The New York Times vs. Radio Dabanga:What is the truth about returns to Darfur from eastern Chad, represented by the New York Times in "A Taste of Hope Brings Refugees Back to Darfur"? (dateline: Nyuru, West Darfur; February 26, 2012)
By Eric Reeves
March 31, 2012 (SSNA) — There is strong evidence in a dispatch yesterday evening from Radio Dabanga that the New York Times’ East Africa correspondent, Jeffrey Gettleman, has been the unwitting agent of significant journalistic fraud. On almost any reading of the dispatch below from Radio Dabanga, Gettleman stands accused of having been duped by the Khartoum regime and officials of the UN/African Union Mission in Darfur (UNAMID) into fabricating an untenably positive story about refugees returning to their homes and villages in West Darfur from eastern Chad. The research conducted by Radio Dabanga—drawing as it does from an extremely wide network of Darfuris, on the ground and in the diaspora—is extensive and unambiguous, and would seem to make Gettleman’s central claims untenable.
[ See: "UNAMID official’s claim 100,000 refugees returned to Darfur false," Radio Dabanga (http://www.radiodabanga.org/)Eastern Chad (30 Mar 2012); text also appears below. ]
In particular, the statements of Darfuri refugee camp leaders in eastern Chad and a senior official of the UN High Commission for Refugees—Jean Bosco, UNHCR Chad representative—are remarkably at odds with the claims in Gettleman’s dispatch. Bosco declared to Radio Dabanga:
"UNHCR denied the return of any Sudanese refugees to Darfur in 2011. ‘There are 282,743 registered [Darfuri refugees] in the camps in Chad. We had heard that some may have spontaneously returned to Darfur, but they were not accompanied by us. Our staff on the ground have not been able to provide any material evidence that they were living in the camps in Chad,’ said Jean Bosco UNHCR Chad representative to Radio Dabanga."

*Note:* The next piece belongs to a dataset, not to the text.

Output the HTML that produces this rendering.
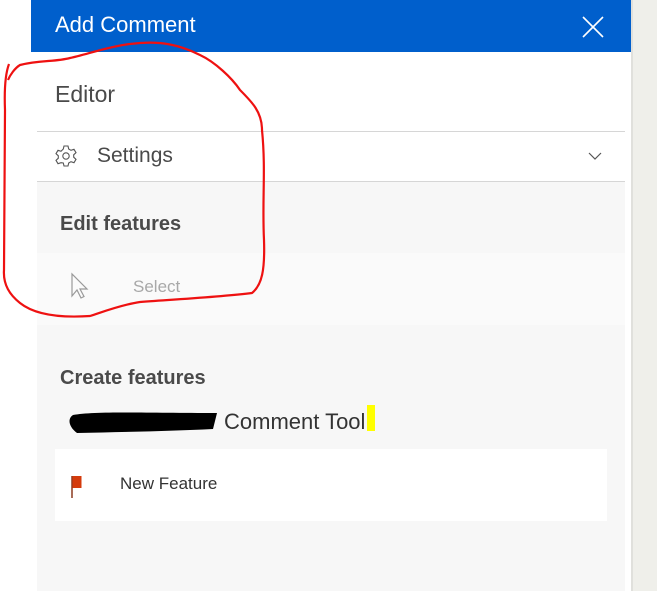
<!DOCTYPE html>
<html><head><style>
body{margin:0;width:657px;height:591px;position:relative;overflow:hidden;background:#fff;font-family:"Liberation Sans",sans-serif;color:#323232}
div{position:absolute}
.t{white-space:nowrap}
</style></head><body>
<div style="left:631px;top:0;width:26px;height:591px;background:#efefea"></div>
<div style="left:631px;top:0;width:2px;height:591px;background:#e0e0dc"></div>
<div style="left:31px;top:0;width:600px;height:52px;background:#005fcc"></div>
<div class="t" style="left:55px;top:12px;font-size:22px;color:#fff">Add Comment</div>
<svg style="position:absolute;left:582px;top:16px" width="22" height="22"><path d="M1 1L21 21M21 1L1 21" stroke="#fff" stroke-width="1.6" fill="none"/></svg>
<div class="t" style="left:55px;top:81px;font-size:23px;color:#4a4a4a">Editor</div>
<div style="left:37px;top:131px;width:588px;height:1px;background:#d6d6d6"></div>
<svg style="position:absolute;left:54px;top:144px" width="24" height="24" viewBox="0 0 24 24"><path d="M10 2h4l.7 3 2.3 1.3 3-1 2 3.4-2.3 2.1v2.4l2.3 2.1-2 3.4-3-1-2.3 1.3-.7 3h-4l-.7-3L7 18.7l-3 1-2-3.4 2.3-2.1v-2.4L2 9.7l2-3.4 3 1L9.3 5z" fill="none" stroke="#555" stroke-width="1.1"/><circle cx="12" cy="12" r="3.2" fill="none" stroke="#555" stroke-width="1.1"/></svg>
<div class="t" style="left:97px;top:144px;font-size:21px;color:#4a4a4a">Settings</div>
<svg style="position:absolute;left:588px;top:151px" width="14" height="10"><path d="M1 2l6 6 6-6" stroke="#555" stroke-width="1.2" fill="none"/></svg>
<div style="left:37px;top:181px;width:588px;height:1px;background:#d6d6d6"></div>
<div style="left:37px;top:182px;width:588px;height:409px;background:#f7f7f7"></div>
<div class="t" style="left:60px;top:213px;font-size:20px;font-weight:bold;color:#4a4a4a">Edit features</div>
<div style="left:37px;top:253px;width:588px;height:72px;background:#fafafa"></div>
<svg style="position:absolute;left:70px;top:272px" width="22" height="28"><path d="M2 2v22l5-6 4 8 3-1.5-4-7.5h7z" fill="none" stroke="#999" stroke-width="1.2"/></svg>
<div class="t" style="left:133px;top:277px;font-size:17px;color:#a8a8a8">Select</div>
<div class="t" style="left:60px;top:367px;font-size:20px;font-weight:bold;color:#4a4a4a">Create features</div>
<div class="t" style="left:224px;top:409px;font-size:22px;color:#333">Comment Tool</div>
<svg style="position:absolute;left:55px;top:405px" width="170" height="30"><path d="M18 10C40 6 90 8 162 8L158 24C120 26 70 27 22 28C14 22 12 14 18 10Z" fill="#000"/></svg>
<div style="left:367px;top:405px;width:8px;height:26px;background:#ffff00"></div>
<div style="left:55px;top:449px;width:552px;height:72px;background:#fff"></div>
<svg style="position:absolute;left:70px;top:475px" width="14" height="24"><path d="M2 1v22" stroke="#8a3a20" stroke-width="1.5"/><path d="M2.5 1h9v12h-9z" fill="#d43b0c"/></svg>
<div class="t" style="left:120px;top:474px;font-size:17px;color:#333">New Feature</div>
<svg style="position:absolute;left:0;top:0" width="657" height="591"><path d="M9 64C6 72 4 85 5 110C5 170 4 230 4 270C3 285 10 295 20 303C35 315 60 318 90 316C100 313 120 305 140 302C180 299 220 297 252 293C262 285 265 270 264 240C262 200 266 170 262 130C262 112 252 102 240 90C232 78 215 62 200 55C180 45 160 40 130 44C110 46 85 55 70 58C55 62 40 60 20 65C15 68 10 75 8 80" fill="none" stroke="#ee1111" stroke-width="2.2" stroke-linejoin="round"/></svg>
</body></html>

Gettleman, in the first paragraph of his dispatch, speaks of:
"More than 100,000 people in Darfur have left the sprawling camps where they had taken refuge for nearly a decade and headed home to their villages over the past year, the biggest return of displaced people since the war began in 2003 and a sign that one of the world’s most infamous conflicts may have decisively cooled."
Gettleman goes on to cite a different UNHCR source:
"François Reybet-Degat, the current head of the United Nations refugee office in Sudan, said that more than 100,000 people returned home to several different areas of Darfur in 2011, far more than in any year before that."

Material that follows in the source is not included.